I had one conversation with a very senior Generation X HR executive who described conducting a job interview with a Gen Y person, and she said that the Gen Y’er sounded as if ‘He was interviewing me! These people are crazy!’

This highly emotional response illustrates a fundamental shift in the employer proposition. Gone is the ‘You should be grateful to work here’ paradigm. The more likely held paradigm by Gen Y is, ‘Why should I work for you?’ This dynamic can dramatically unsettle even the seasoned interviewer, as it genuinely does make us question who really holds the power here? The answer is not so straightforward.

In a job interview, the party who is more willing to walk away holds more power. If I can generalise for a moment, the implication here is that Generation Y has much more employee power than any generation before. They care less about working for a specific employer, and more about the quality of the work environment. They care less about employee longevity and more about employee mobility.
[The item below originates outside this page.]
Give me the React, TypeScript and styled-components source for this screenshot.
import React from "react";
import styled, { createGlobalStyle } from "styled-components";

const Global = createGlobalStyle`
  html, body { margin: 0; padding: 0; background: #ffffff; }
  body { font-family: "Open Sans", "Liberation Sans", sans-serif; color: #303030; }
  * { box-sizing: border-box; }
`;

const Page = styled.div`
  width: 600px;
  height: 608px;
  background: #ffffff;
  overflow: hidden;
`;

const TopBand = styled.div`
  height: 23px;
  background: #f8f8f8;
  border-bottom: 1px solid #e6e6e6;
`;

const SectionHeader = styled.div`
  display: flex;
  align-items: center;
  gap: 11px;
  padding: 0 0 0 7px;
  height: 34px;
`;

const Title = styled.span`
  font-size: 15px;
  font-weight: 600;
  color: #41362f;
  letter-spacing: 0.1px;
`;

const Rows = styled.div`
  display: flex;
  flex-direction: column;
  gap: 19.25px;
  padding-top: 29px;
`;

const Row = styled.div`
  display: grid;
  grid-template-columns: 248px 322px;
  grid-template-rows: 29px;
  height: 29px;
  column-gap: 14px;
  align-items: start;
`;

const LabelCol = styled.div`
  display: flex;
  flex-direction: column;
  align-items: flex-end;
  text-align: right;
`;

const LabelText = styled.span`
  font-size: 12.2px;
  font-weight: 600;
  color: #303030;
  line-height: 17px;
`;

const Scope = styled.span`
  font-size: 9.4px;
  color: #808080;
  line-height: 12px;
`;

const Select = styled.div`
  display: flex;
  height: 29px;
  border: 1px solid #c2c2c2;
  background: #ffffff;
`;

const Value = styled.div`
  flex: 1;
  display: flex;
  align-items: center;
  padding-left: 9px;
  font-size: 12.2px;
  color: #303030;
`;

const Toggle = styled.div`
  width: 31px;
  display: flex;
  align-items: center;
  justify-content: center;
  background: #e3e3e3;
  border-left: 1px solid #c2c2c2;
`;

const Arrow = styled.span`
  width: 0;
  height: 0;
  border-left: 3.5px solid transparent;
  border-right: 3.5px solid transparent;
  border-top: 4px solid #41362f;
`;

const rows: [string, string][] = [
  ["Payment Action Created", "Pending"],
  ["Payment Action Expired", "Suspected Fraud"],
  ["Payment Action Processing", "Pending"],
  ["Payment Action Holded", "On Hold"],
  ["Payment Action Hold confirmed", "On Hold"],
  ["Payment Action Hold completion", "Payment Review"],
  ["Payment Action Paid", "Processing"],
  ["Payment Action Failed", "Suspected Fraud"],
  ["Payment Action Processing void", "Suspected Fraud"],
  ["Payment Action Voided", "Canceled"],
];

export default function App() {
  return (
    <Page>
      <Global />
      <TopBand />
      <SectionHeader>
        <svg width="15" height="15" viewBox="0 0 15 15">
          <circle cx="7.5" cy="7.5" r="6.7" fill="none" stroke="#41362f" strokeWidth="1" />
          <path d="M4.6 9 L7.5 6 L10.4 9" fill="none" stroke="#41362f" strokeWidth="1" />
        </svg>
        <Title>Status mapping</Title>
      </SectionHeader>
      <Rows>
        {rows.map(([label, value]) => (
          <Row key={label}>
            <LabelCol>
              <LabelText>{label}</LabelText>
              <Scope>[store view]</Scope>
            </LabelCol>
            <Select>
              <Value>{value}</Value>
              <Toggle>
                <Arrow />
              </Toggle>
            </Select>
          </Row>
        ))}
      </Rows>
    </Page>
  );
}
Just think about our own family experiences. I’ve asked this of dozens of colleagues, executive education participants, and clients over the years. It is almost invariably true, no matter the country of origin:

Our grandparents had one to two employers over the course of their professional lives,
Our parents had three to four,
Most of those currently in the workforce have, or anticipate having, at least eight.
This pattern implies a doubling of the number of employers in a lifetime in every generation! Therefore, do those in university now anticipate having 16 employers? If they work until they are 68 to 72, a reasonable assumption today, this anticipation seems very realistic – a new job every three to four years. But ignoring anecdotal information for the moment, let’s see if quantitative evidence bears this out.
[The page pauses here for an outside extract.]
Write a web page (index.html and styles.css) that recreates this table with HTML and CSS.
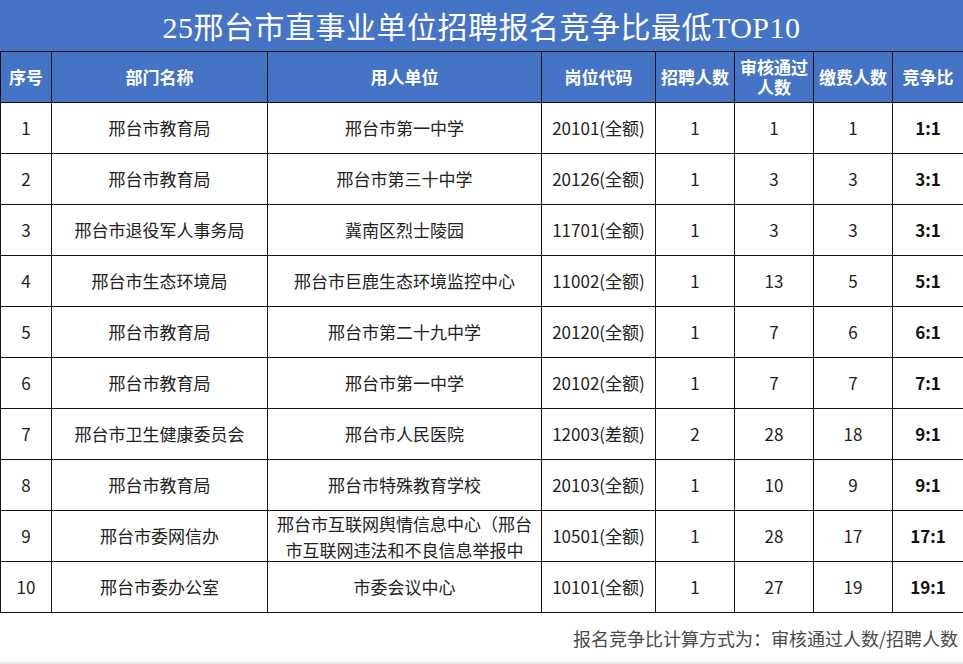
FILE: index.html
```html
<!DOCTYPE html>
<html lang="zh-CN">
<head>
<meta charset="utf-8">
<title>25邢台市直事业单位招聘报名竞争比最低TOP10</title>
<link rel="stylesheet" href="styles.css">
</head>
<body>
<div class="page">
  <div class="title">25邢台市直事业单位招聘报名竞争比最低TOP10</div>
  <table class="grid">
    <colgroup>
      <col class="c1"><col class="c2"><col class="c3"><col class="c4">
      <col class="c5"><col class="c6"><col class="c7"><col class="c8">
    </colgroup>
    <thead>
      <tr>
        <th>序号</th><th>部门名称</th><th>用人单位</th><th>岗位代码</th>
        <th>招聘人数</th><th>审核通过人数</th><th>缴费人数</th><th>竞争比</th>
      </tr>
    </thead>
    <tbody>
      <tr><td>1</td><td>邢台市教育局</td><td>邢台市第一中学</td><td>20101(全额)</td><td>1</td><td>1</td><td>1</td><td class="ratio">1:1</td></tr>
      <tr><td>2</td><td>邢台市教育局</td><td>邢台市第三十中学</td><td>20126(全额)</td><td>1</td><td>3</td><td>3</td><td class="ratio">3:1</td></tr>
      <tr><td>3</td><td>邢台市退役军人事务局</td><td>冀南区烈士陵园</td><td>11701(全额)</td><td>1</td><td>3</td><td>3</td><td class="ratio">3:1</td></tr>
      <tr><td>4</td><td>邢台市生态环境局</td><td>邢台市巨鹿生态环境监控中心</td><td>11002(全额)</td><td>1</td><td>13</td><td>5</td><td class="ratio">5:1</td></tr>
      <tr><td>5</td><td>邢台市教育局</td><td>邢台市第二十九中学</td><td>20120(全额)</td><td>1</td><td>7</td><td>6</td><td class="ratio">6:1</td></tr>
      <tr><td>6</td><td>邢台市教育局</td><td>邢台市第一中学</td><td>20102(全额)</td><td>1</td><td>7</td><td>7</td><td class="ratio">7:1</td></tr>
      <tr><td>7</td><td>邢台市卫生健康委员会</td><td>邢台市人民医院</td><td>12003(差额)</td><td>2</td><td>28</td><td>18</td><td class="ratio">9:1</td></tr>
      <tr><td>8</td><td>邢台市教育局</td><td>邢台市特殊教育学校</td><td>20103(全额)</td><td>1</td><td>10</td><td>9</td><td class="ratio">9:1</td></tr>
      <tr><td>9</td><td>邢台市委网信办</td><td><div class="clip">邢台市互联网舆情信息中心（邢台市互联网违法和不良信息举报中</div></td><td>10501(全额)</td><td>1</td><td>28</td><td>17</td><td class="ratio">17:1</td></tr>
      <tr><td>10</td><td>邢台市委办公室</td><td>市委会议中心</td><td>10101(全额)</td><td>1</td><td>27</td><td>19</td><td class="ratio">19:1</td></tr>
    </tbody>
  </table>
  <div class="note">报名竞争比计算方式为：审核通过人数/招聘人数</div>
</div>
</body>
</html>
```

FILE: styles.css
```css
html, body {
  margin: 0;
  padding: 0;
  background: #ffffff;
}

.page {
  width: 963px;
  height: 664px;
  box-sizing: border-box;
  border-bottom: 2px solid #e6e6e6;
  display: flex;
  flex-direction: column;
  font-family: "Noto Sans CJK SC", "Noto Sans", sans-serif;
}

.title {
  height: 51px;
  background: #4573c5;
  color: #ffffff;
  font-family: "Liberation Serif", "Noto Sans CJK SC", serif;
  font-size: 30px;
  letter-spacing: 0.5px;
  line-height: 56px;
  text-align: center;
  white-space: nowrap;
}

.grid {
  width: 963px;
  table-layout: fixed;
  border-collapse: collapse;
}

.c1 { width: 51px; }
.c2 { width: 216px; }
.c3 { width: 274px; }
.c4 { width: 114px; }
.c5 { width: 79px; }
.c6 { width: 79px; }
.c7 { width: 79px; }
.c8 { width: 71px; }

.grid th,
.grid td {
  border: 1px solid #111111;
  height: 50px;
  padding: 0 2px;
  text-align: center;
  vertical-align: middle;
}

.grid th {
  background: #4573c5;
  color: #ffffff;
  font-size: 17px;
  font-weight: bold;
  line-height: 20px;
}

.grid td {
  color: #222222;
  font-size: 17px;
  line-height: 22px;
}

.grid td.ratio {
  font-weight: bold;
  color: #111111;
}

.clip {
  height: 50px;
  overflow: hidden;
  line-height: 26px;
}

.note {
  flex: 1;
  display: flex;
  align-items: center;
  justify-content: flex-end;
  padding-right: 5px;
  color: #4a4a4a;
  font-size: 18px;
}
```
Since 2009, London Business School has been issuing a survey to the participants of our executive education open enrolment Emerging Leaders Programme, asking their attitudes toward work, employee engagement, and leadership paradigms. This course is a training ground for the global managers of the future and are almost all Gen Y – average age is 29, representing 33 countries over the past five years. One of the questions of this survey asks how long the programme participants anticipate staying with their current employer:

11+ years
Six to ten years
Three to five years
Two years or fewer.

The results support this startling change in worker attitudes over the last two generations:

11+ years: 5%
Six to ten years: 5%
Three to five years: 53%
Two years or fewer: 37%.

Two startling conclusions from these results are that 1) 90% of those surveyed anticipate staying with their employer for no more than five years, and 2) over a third do not foresee staying more than two!
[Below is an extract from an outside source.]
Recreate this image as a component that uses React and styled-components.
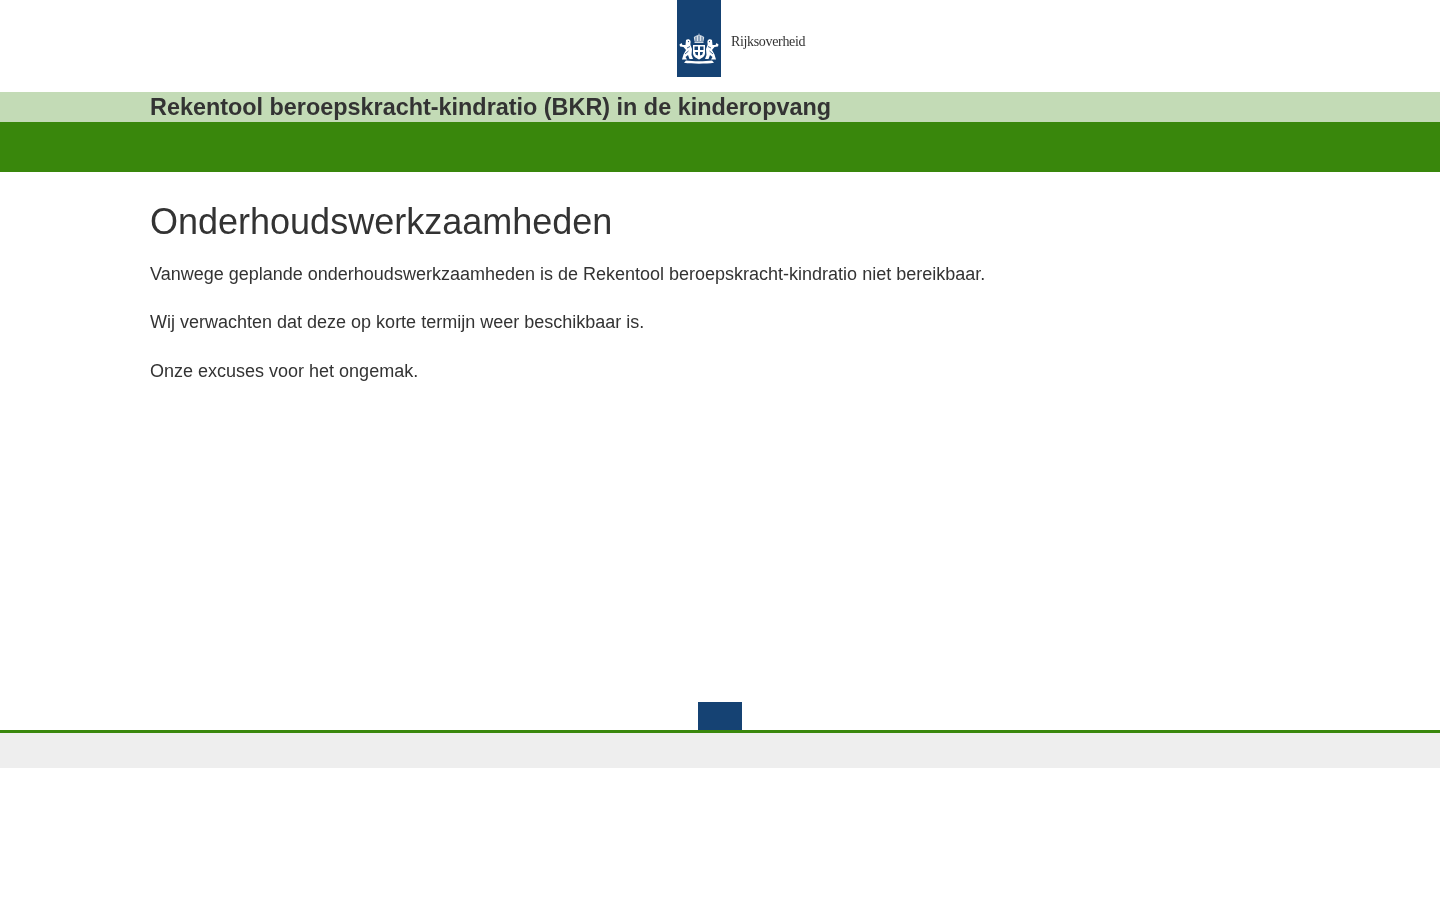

For the employer, and specifically the HR function, the implications are fundamental. HR needs to focus more on asking their employees: what can you do for us now rather than five years from now? How can we support your development with short, sharp interventions, programmes, mentoring, or coaching? How can we support your career, knowing you will probably explore other opportunities, and entice you back when you are an even more senior, fully developed professional? How can our culture, rather than our employee ‘package’, keep you longer than we would otherwise enjoy? What benefits do you truly want, recognising that those benefits that grow slowly over time may not be relevant to you?

These are not easy questions to answer, particularly because the answers will be idiosyncratic to each organisation, each answer defining or redefining its culture and employer proposition in a manner that supports its unique brand, mission, vision and values. But if talent is key to success, and I see no evidence to suggest this paradigm has changed over the generations, then our answers must be compelling ones and may in some cases represent a sea change over previously held sacred cows.